The idea that blender could be a peer (client/server) for Verse.
One idea I had was being able to save the world state out as a blend
file so that the server could periodically backup user's work
to disk in case the server should go down. Also my ideas about object's (data + methods) in Verse could be done also by making a language
like Python the standard for object-based methods, then a standard
of objects with methods could be made, the idea being that when you
want to enter a new object type into the Blender-Verse world, you can do so without having to add it to the Verse standard, and over time
if the object is used a lot, it can be made apart of Verse. But
by also using objects that have methods with them (rather than
only being able to call methods on a remote server, which is what Verse does now) you can guarantee 100% compatibility with all
object types that support the python-like methods..

The python methods would mimic the math used to
do the 3D graphics (which is not very complex). An example
of a method for an object might be to have translate, scale, rotate,
moving vertices, adding UV texture coordinates to vertices, and so on.
Then where there is a lacking of support for such features on the
client-side the client call the methods on the objects locally
and make changes to it, without taking a hit to the server (which
costs as much time as it take for the instructions to propagate
across the network and for the data changes to return to the client).
This way optimizations on the update of the server could be done,
like if the client is doing a lot of point modifications, after every tenth
point modification the ten last operations on the object can be
sent to the server at once. Otherwise the time it take to
propagate a RPC on the server will slow down work on the client,
because the client will need to obtain the ack of the update on the server before it can update the client's view.

Server's that use objects as opposed to servers that use RPC
will allow for some freedom in configuration.. Like if you want to minimize the hit on the server you can increase the update cycle and send the client most of the open sourced methods with the objects. Where the object's routines are not implemented the RPC method could be
used on the object (but that would involving transferring the object
back to the server, running the method on the server side and
sending the modifications back to the client).

So

NGB->Verse->Objects
NGB<-Objects<-Verse
NGB->Objects
NGB->Objects->Verse

read

NGB calls Verse to perform functions on objects
NGB retrieves objects from Verse
NGB directly operates on objects without Verse
NGB sends objects to Verse

There would be an option to overload methods that
exist on the server and put the methods in the object directly,
if the method doesn't exist in the object the method can
be performed by the Server. Its possible the server
could even perform methods on the object that do exist,
this would be like a new method search that starts at the object.
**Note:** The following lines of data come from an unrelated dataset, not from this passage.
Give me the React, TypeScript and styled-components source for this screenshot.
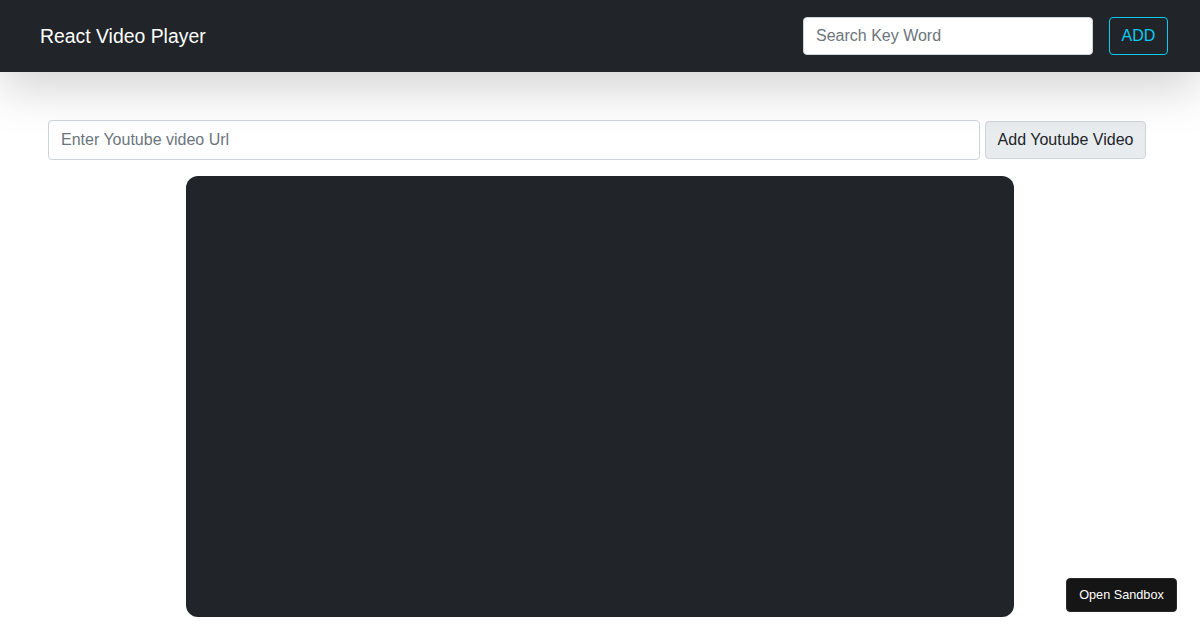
import React from "react";
import styled, { createGlobalStyle } from "styled-components";

const Global = createGlobalStyle`
  html, body { margin: 0; padding: 0; background: #fff; }
  body { font-family: "Liberation Sans", Arial, sans-serif; overflow: hidden; }
  * { box-sizing: border-box; }
`;

const Page = styled.div`
  width: 1200px;
  height: 630px;
  position: relative;
  overflow: hidden;
`;

const Navbar = styled.nav`
  height: 72px;
  background: #212529;
  display: flex;
  align-items: center;
  justify-content: space-between;
  padding: 0 32px 0 40px;
  box-shadow: 0 16px 48px rgba(0, 0, 0, 0.175);
  position: relative;
  z-index: 1;
`;

const Brand = styled.span`
  color: #fff;
  font-size: 19.4px;
  line-height: 30px;
  margin-top: -1px;
`;

const NavForm = styled.div`
  display: flex;
  align-items: center;
  gap: 16px;
`;

const Input = styled.input<{ $w?: number; $h: number }>`
  font-family: "Liberation Sans", Arial, sans-serif;
  font-size: 16px;
  color: #212529;
  background: #fff;
  border: 1px solid #ced4da;
  border-radius: 4px;
  padding: 0 12px;
  height: ${(p) => p.$h}px;
  ${(p) => (p.$w ? `width: ${p.$w}px;` : "flex: 1; min-width: 0;")}
  outline: none;
  &::placeholder { color: #6c757d; }
`;

const OutlineButton = styled.button`
  font-family: "Liberation Sans", Arial, sans-serif;
  font-size: 16px;
  height: 38px;
  width: 59px;
  color: #0dcaf0;
  background: transparent;
  border: 1px solid #0dcaf0;
  border-radius: 4px;
  padding: 0;
`;

const Main = styled.main`
  padding: 48px 54px 0 48px;
  display: flex;
  flex-direction: column;
  align-items: center;
  gap: 16px;
`;

const UrlRow = styled.div`
  width: 100%;
  display: flex;
  align-items: center;
  gap: 5px;
`;

const LightButton = styled.button`
  font-family: "Liberation Sans", Arial, sans-serif;
  font-size: 16px;
  color: #212529;
  height: 38px;
  width: 161px;
  background: #e9ecef;
  border: 1px solid #ced4da;
  border-radius: 4px;
  padding: 0;
  flex-shrink: 0;
`;

const Video = styled.div`
  width: 828px;
  height: 441px;
  background: #212529;
  border-radius: 12px;
  margin-left: 6px;
`;

const Sandbox = styled.button`
  position: absolute;
  right: 23px;
  bottom: 18px;
  width: 111px;
  height: 34px;
  background: #151515;
  color: #fff;
  border: 1px solid #2a2a2a;
  border-radius: 4px;
  font-family: "Liberation Sans", Arial, sans-serif;
  font-size: 12.7px;
  padding: 0;
`;

export default function App() {
  return (
    <Page>
      <Global />
      <Navbar>
        <Brand>React Video Player</Brand>
        <NavForm>
          <Input $w={290} $h={38} placeholder="Search Key Word" />
          <OutlineButton>ADD</OutlineButton>
        </NavForm>
      </Navbar>
      <Main>
        <UrlRow>
          <Input $h={40} placeholder="Enter Youtube video Url" />
          <LightButton>Add Youtube Video</LightButton>
        </UrlRow>
        <Video />
      </Main>
      <Sandbox>Open Sandbox</Sandbox>
    </Page>
  );
}
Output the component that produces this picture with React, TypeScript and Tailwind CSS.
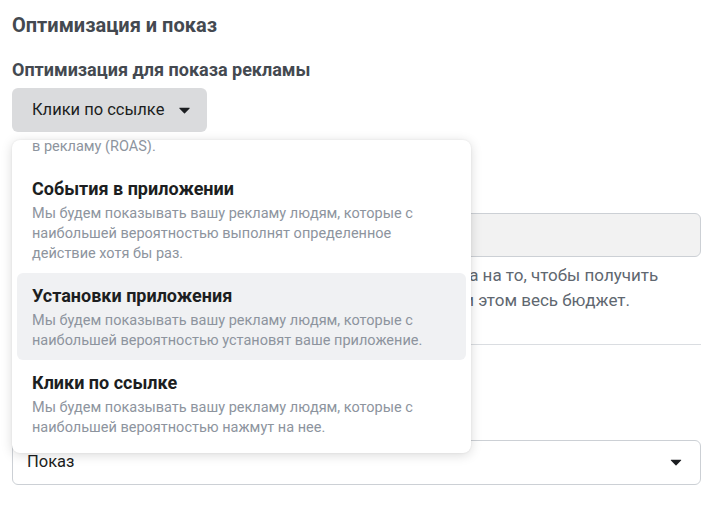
import React from "react";

const Caret = ({ className = "" }: { className?: string }) => (
  <svg viewBox="0 0 12 8" className={className} fill="currentColor">
    <path d="M0.6 0.8h10.8c0.5 0 0.8 0.6 0.4 1L6.5 7.1c-0.3 0.3-0.7 0.3-1 0L0.2 1.8c-0.4-0.4-0.1-1 0.4-1z" />
  </svg>
);

type Item = { title?: string; desc: string; active?: boolean };

const items: Item[] = [
  {
    title: "Ценность",
    desc: "Мы будем показывать вашу рекламу людям, которые с\nнаибольшей вероятностью принесут максимальную\nрентабельность инвестиций\nв рекламу (ROAS).",
  },
  {
    title: "События в приложении",
    desc: "Мы будем показывать вашу рекламу людям, которые с наибольшей вероятностью выполнят определенное действие хотя бы раз.",
  },
  {
    title: "Установки приложения",
    desc: "Мы будем показывать вашу рекламу людям, которые с наибольшей вероятностью установят ваше приложение.",
    active: true,
  },
  {
    title: "Клики по ссылке",
    desc: "Мы будем показывать вашу рекламу людям, которые с наибольшей вероятностью нажмут на нее.",
  },
];

export default function App() {
  return (
    <div
      className="relative w-[716px] h-[520px] overflow-hidden bg-white pl-3 pr-[15px] pt-[12px]"
      style={{ fontFamily: 'Roboto, "Liberation Sans", Arial, sans-serif' }}
    >
      <h2 className="text-[20px] leading-[26px] font-bold text-[#444950]">Оптимизация и показ</h2>
      <div className="mt-[21px] text-[18px] leading-[22px] font-bold text-[#444950]">
        Оптимизация для показа рекламы
      </div>
      <div className="relative mt-[7px]">
        <button className="flex h-[44px] w-[195px] items-center gap-[15px] rounded-[6px] bg-[#dadbdd] pl-5 text-[16.5px] text-[#1c1e21]">
          <span>Клики по ссылке</span>
          <Caret className="h-[7px] w-[11px] text-[#1c1e21]" />
        </button>

        {/* dropdown menu */}
        <div className="absolute left-0 top-[52px] z-10 h-[313px] w-[459px] overflow-hidden rounded-[8px] bg-white px-[5px] shadow-[0_2px_12px_rgba(0,0,0,0.15),0_0_2px_rgba(0,0,0,0.08)]">
          <div className="-mt-[101px]">
            {items.map((it, i) => (
              <div
                key={i}
                className={`rounded-[6px] px-[15px] pt-[12px] pb-[9px] ${it.active ? "bg-[#f0f1f3]" : ""}`}
              >
                <div className="text-[18px] leading-[22px] font-bold text-[#1c1e21]">{it.title}</div>
                <div className="mt-[4px] whitespace-pre-line text-[14.5px] leading-[20px] text-[#8d949e]">{it.desc}</div>
              </div>
            ))}
          </div>
        </div>
      </div>

      {/* background form content */}
      <div className="mt-[46px] text-[18px] leading-[22px] font-bold text-[#444950]">Стоимость за результат</div>
      <div className="mt-[13px] h-[44px] w-full rounded-[6px] border border-[#ccd0d5] bg-[#f2f2f2]" />
      <div className="mt-[6px] text-[17px] leading-[25px] text-[#606770]">
        <div className="whitespace-nowrap">
          <span className="tracking-[-0.15px]">Мы будем стремиться, обращая внимание не на затраты, </span>а на то, чтобы получить
        </div>
        <div className="whitespace-nowrap">
          <span className="tracking-[-0.18px]">максимальное количество результатов, израсходовав п</span>ри этом весь бюджет.
        </div>
      </div>
      <div className="mt-[31px] h-px w-full bg-[#dadde1]" />
      <div className="mt-[62px] text-[18px] leading-[22px] font-bold text-[#444950]">Когда с вас будет взиматься плата</div>
      <div className="mt-[11px] flex h-[45px] w-full items-center justify-between rounded-[6px] border border-[#ccd0d5] pl-[14px] pr-[18px] text-[16.5px] text-[#1c1e21]">
        <span>Показ</span>
        <Caret className="h-[7px] w-[12px] text-[#1c1e21]" />
      </div>
    </div>
  );
}
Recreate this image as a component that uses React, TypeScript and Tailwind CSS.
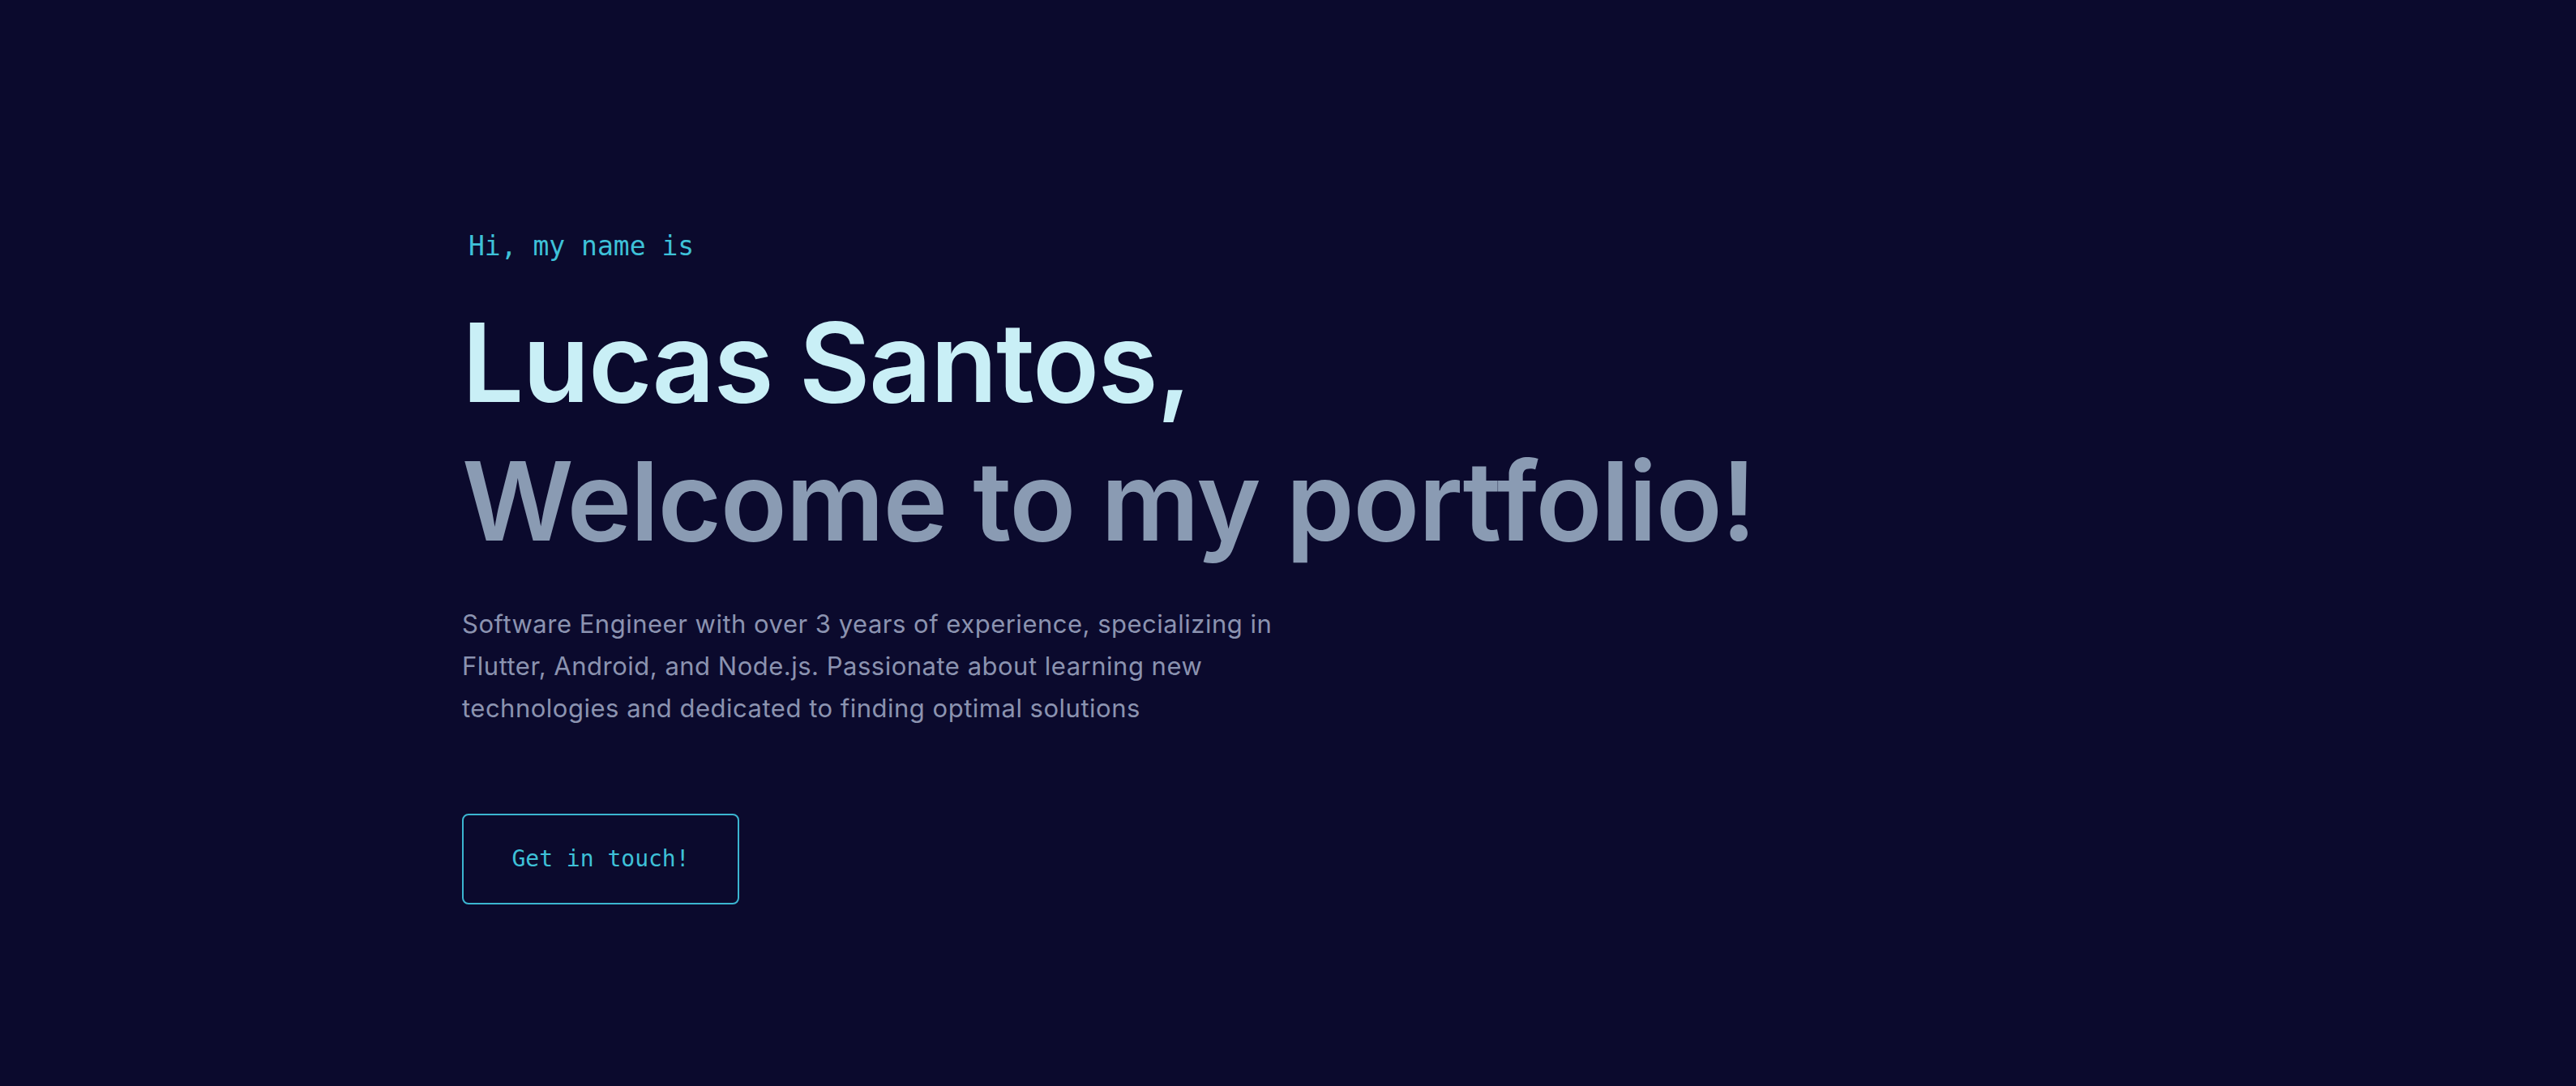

In OO design this could be read

Verse Object inherits from Verse Server,
Thus a Verse object can subtitute for methods in the Verse Server,
minimizing the load on the server.

An extreme form is where the objects can perform all the functions of
a verse server and distribute itself as clients of the server. If you
have messed with Java servlets and applets, its the same idea.. In the case of servlets, rather than write routines into the webserver that support low level functions, allow the CGI's on the server side to inherit functionality from the web server and handle client requests directly, allowing server requests from the client to be handled on other processors (distributing the load). In the case of applets (or client-side methods) the server is saved from the hit taken from client's
that need to perform interactive operations (like sensing mouse-overs
and checking the quality of information in forms). Except
in the case I'm outlining for verse the servlets and applets, the
servlets and applets would be the same object types and the
interaction between client and server would be tighter (coupling), so methods called on the applets could be passed off to the servlets or even the server, and the server/servlets could call methods on the
client side to offload computations that would normally be performed
at the server. And periodically the server could obtain a
update of the model that the users is working on (either through
batching of methods performed client-side or by sending a
copy of all attributes changed on the model).


2) GPUs are reaching a point where they don't only use predefined functions but are "programmable". They are becoming processors specifically designed to handle 3D math. Software rendering is 3D math done with the CPU. OpenGL 2 will allow to offload the rendering to the GPU, making it a lot faster. For complicated stuff, it may still take a few minutes per frame, but it will bring the same result as software rendering. That's why Maya 5 does GPU rendering already.
Well there has been processors designed to handle 3D math all along,
all is needed is a 4x4 matrix, matrix multiply (for scale, dot products), matrix divide (for perspective projections), matrix add/subtract (dot products, translates).

Yeah GPU's are cool.. Its what I miss from the SGI's..
I didn't know the Geforce cards didn't really have GPU's
until someone told me that the CPU does the pre-computations
and the Geforce's just do polygon rendering and texture mapping..
The new GPU fragment programs sounds like dynamic microcode
reprogramming, where you can add your own features to a
GPU by reusing common features of all 3D graphics rendering..

But I'm not sure how well the GPU's can be used to do ray-tracing.
But you could do selective ray-tracing by doing rendering in phases..
It would be like rendering first level eye rays, then second pass would
compute second level eye rays, and so on.. To compute second level eye rays you just render each reflection normal to the surface of the reflective object.. Then at the end of all the phases all the colors at all the levels could be averaged into the color of the pixel.

Sooner rather than later the two rendering methods will merge, so there is no real point in planning/making two versions for NGB. 3D rendering is the same whichever you look at it and if an ATI/nVidia card calculates it faster than the CPU I'll take the ATI/nVidia card approach any day.

I hope you had the patience to read this far. :)
Well to the users it will have to merge, but more freedoms can be taken when the math is specialized and implemented as hard wired instructions in the cards.. The determining factor
is the market for better 3D processors, as long as people
continue to play games that require better 3D graphics there
will be better processors and each vendor will try to find some
kind of specialization of the math to leverage the market
in their favor.

I've heard ATI tends to try to do the math/routines for 3D
overall more consistently and NVidia tends to optimize the routines that
are used the most (this sounds like CISC versus RISC architecture,
CISC processors implement all the routines that software expects to be able to use, and RISC processors are specialized against some statistically more higher used set of instructions, the more highly used instructions the more hardwired {hard wired instructions require a
single instruction cycle to run}).. That means where
one has an advantage is being consistent throughout, the other
has to make up for its lack of integrity by implementing routines in
the library that make up for a lack in the processor, but the
hardware that is optimal for most uses tend to run faster than
the ones designed to work consistently across all programs.
OpenGL is just an interface on the general concept of what is
possible with graphics cards in general, and the implementation
is specific to the graphics card but OpenGL interface may not
allow the developers to make use of the features that are
specific to the graphics card, so the manufacturers will continue to
try to weight things in their favor so they can get more love
from the consumers (what I also call Leveraging).